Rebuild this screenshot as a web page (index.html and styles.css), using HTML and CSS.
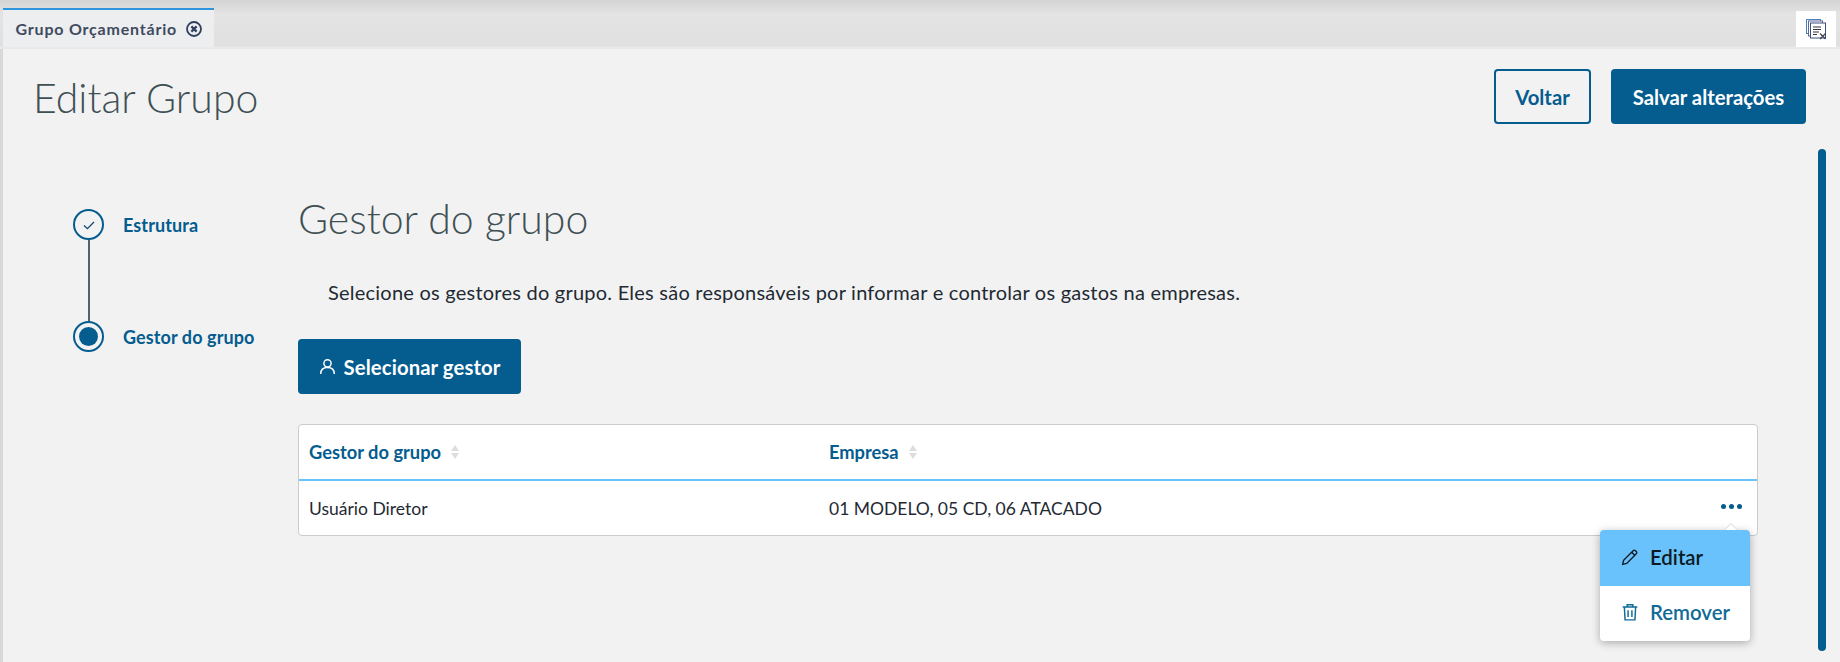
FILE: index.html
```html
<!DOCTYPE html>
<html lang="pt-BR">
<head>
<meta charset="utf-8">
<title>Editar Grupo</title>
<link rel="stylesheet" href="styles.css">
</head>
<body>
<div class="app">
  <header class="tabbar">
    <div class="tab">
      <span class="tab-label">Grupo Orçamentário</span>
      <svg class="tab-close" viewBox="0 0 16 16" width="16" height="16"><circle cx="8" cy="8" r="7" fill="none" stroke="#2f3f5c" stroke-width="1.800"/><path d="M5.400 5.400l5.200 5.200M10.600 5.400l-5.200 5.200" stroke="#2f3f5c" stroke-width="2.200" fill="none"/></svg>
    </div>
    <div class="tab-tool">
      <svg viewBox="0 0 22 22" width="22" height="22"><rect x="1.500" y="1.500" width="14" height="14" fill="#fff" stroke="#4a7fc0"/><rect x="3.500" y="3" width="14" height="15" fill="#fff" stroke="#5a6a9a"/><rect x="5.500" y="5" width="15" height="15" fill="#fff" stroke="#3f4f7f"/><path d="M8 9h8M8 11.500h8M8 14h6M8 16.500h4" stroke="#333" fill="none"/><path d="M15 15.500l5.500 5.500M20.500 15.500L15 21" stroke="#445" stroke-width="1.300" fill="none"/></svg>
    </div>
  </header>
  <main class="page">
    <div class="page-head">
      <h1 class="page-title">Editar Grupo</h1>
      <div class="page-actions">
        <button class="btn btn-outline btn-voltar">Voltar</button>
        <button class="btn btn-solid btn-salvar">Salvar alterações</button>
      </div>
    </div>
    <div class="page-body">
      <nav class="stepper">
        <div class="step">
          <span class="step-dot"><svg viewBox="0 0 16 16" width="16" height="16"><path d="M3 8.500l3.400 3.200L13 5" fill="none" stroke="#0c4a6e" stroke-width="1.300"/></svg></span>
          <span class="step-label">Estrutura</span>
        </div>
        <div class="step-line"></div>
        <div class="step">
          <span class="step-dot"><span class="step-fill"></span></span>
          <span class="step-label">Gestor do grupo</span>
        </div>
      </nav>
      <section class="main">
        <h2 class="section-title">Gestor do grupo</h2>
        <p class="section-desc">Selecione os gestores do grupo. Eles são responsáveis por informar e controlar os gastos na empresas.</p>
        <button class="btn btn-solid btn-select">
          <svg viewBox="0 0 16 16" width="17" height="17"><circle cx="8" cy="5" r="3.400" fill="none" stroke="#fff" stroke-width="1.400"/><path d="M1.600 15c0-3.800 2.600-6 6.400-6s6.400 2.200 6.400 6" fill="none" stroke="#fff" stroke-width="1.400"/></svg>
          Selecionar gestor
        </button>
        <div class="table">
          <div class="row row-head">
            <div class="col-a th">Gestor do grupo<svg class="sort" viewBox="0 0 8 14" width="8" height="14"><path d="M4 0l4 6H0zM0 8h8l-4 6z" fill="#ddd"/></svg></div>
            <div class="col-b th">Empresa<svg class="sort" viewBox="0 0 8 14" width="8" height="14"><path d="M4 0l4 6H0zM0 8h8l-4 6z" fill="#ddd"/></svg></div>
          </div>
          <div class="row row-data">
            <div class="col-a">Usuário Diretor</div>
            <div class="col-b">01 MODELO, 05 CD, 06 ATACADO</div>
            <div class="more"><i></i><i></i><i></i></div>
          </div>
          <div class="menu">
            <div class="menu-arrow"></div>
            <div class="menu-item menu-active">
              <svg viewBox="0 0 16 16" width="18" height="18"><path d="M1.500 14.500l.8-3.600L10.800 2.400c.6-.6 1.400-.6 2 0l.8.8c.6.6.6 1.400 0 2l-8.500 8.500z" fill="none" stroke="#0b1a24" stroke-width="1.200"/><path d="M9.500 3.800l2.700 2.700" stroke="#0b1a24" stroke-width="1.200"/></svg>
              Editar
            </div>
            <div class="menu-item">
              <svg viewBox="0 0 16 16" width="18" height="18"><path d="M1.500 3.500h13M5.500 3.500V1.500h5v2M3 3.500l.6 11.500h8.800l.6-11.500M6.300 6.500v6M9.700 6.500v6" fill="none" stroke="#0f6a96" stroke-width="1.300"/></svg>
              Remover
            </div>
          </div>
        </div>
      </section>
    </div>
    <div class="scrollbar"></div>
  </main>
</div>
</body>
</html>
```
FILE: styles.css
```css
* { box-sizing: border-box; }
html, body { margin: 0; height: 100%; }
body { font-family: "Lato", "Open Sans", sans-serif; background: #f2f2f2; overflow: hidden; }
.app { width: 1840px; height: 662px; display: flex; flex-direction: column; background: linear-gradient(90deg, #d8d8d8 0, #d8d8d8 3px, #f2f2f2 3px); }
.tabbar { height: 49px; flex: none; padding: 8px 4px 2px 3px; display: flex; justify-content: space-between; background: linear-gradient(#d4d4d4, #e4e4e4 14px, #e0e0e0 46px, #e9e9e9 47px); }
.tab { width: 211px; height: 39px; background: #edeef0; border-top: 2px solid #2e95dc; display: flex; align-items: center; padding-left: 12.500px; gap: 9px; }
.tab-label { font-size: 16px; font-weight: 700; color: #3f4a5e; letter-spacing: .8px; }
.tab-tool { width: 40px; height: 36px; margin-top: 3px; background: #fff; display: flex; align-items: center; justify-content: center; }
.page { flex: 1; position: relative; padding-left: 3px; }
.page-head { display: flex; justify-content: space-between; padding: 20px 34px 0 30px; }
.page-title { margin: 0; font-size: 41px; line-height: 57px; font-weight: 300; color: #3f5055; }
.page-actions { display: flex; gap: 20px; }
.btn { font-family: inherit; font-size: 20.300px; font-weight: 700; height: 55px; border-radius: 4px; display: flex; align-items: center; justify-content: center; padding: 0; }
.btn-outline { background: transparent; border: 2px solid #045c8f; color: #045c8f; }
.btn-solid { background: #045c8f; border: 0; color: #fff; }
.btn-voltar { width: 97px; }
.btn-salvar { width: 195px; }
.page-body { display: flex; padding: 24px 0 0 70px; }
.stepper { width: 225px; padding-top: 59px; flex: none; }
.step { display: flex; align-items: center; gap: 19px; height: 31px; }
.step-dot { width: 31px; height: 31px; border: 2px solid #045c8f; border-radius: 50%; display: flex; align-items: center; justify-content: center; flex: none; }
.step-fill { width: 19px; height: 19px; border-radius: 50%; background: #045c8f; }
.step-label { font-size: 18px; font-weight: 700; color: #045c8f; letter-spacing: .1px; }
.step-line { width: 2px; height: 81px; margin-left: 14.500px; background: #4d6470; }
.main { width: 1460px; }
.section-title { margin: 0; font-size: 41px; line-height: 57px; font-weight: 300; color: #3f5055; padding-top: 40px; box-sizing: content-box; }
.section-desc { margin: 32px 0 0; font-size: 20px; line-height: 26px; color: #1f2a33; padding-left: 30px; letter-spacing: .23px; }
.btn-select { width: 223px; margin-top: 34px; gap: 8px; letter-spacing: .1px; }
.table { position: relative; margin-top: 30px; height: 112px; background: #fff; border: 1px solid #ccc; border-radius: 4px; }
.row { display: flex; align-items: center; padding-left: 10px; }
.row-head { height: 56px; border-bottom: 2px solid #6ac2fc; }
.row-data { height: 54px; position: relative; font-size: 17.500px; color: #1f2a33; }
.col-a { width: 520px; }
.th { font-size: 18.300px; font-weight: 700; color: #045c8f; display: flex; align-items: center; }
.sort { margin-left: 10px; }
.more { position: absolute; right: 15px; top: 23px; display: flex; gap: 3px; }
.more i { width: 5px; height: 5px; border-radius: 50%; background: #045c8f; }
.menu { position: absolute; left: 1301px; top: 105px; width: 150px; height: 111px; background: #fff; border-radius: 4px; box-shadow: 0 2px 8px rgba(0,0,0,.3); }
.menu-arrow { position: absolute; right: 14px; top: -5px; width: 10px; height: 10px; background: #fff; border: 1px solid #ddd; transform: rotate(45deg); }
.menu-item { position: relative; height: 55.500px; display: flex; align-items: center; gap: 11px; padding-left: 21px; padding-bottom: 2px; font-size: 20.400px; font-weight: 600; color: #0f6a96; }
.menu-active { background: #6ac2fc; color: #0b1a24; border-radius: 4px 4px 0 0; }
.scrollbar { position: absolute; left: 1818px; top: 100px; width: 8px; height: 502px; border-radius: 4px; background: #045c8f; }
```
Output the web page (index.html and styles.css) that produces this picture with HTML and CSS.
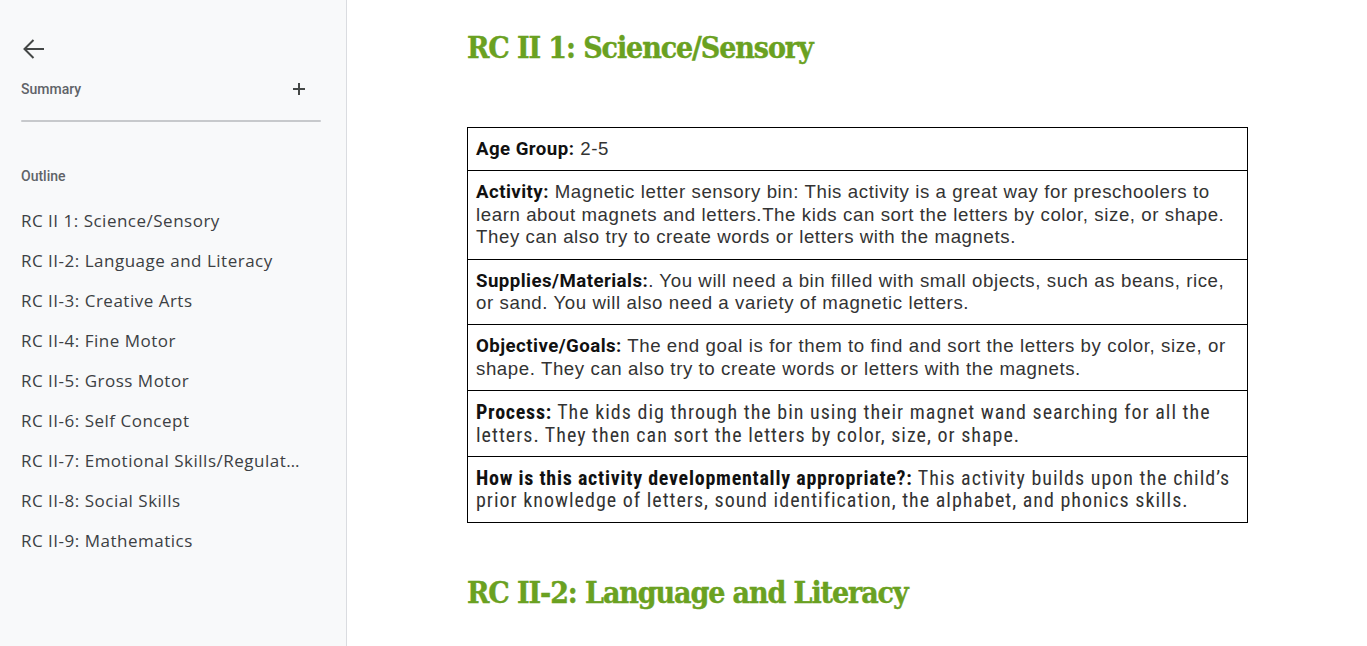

◇ ◇ ◇ ◇ ◇ ◇ ◇

*Requirements*. State the count of lines holding the string "page" in the listing above, and nothing else.

*Response below*. 12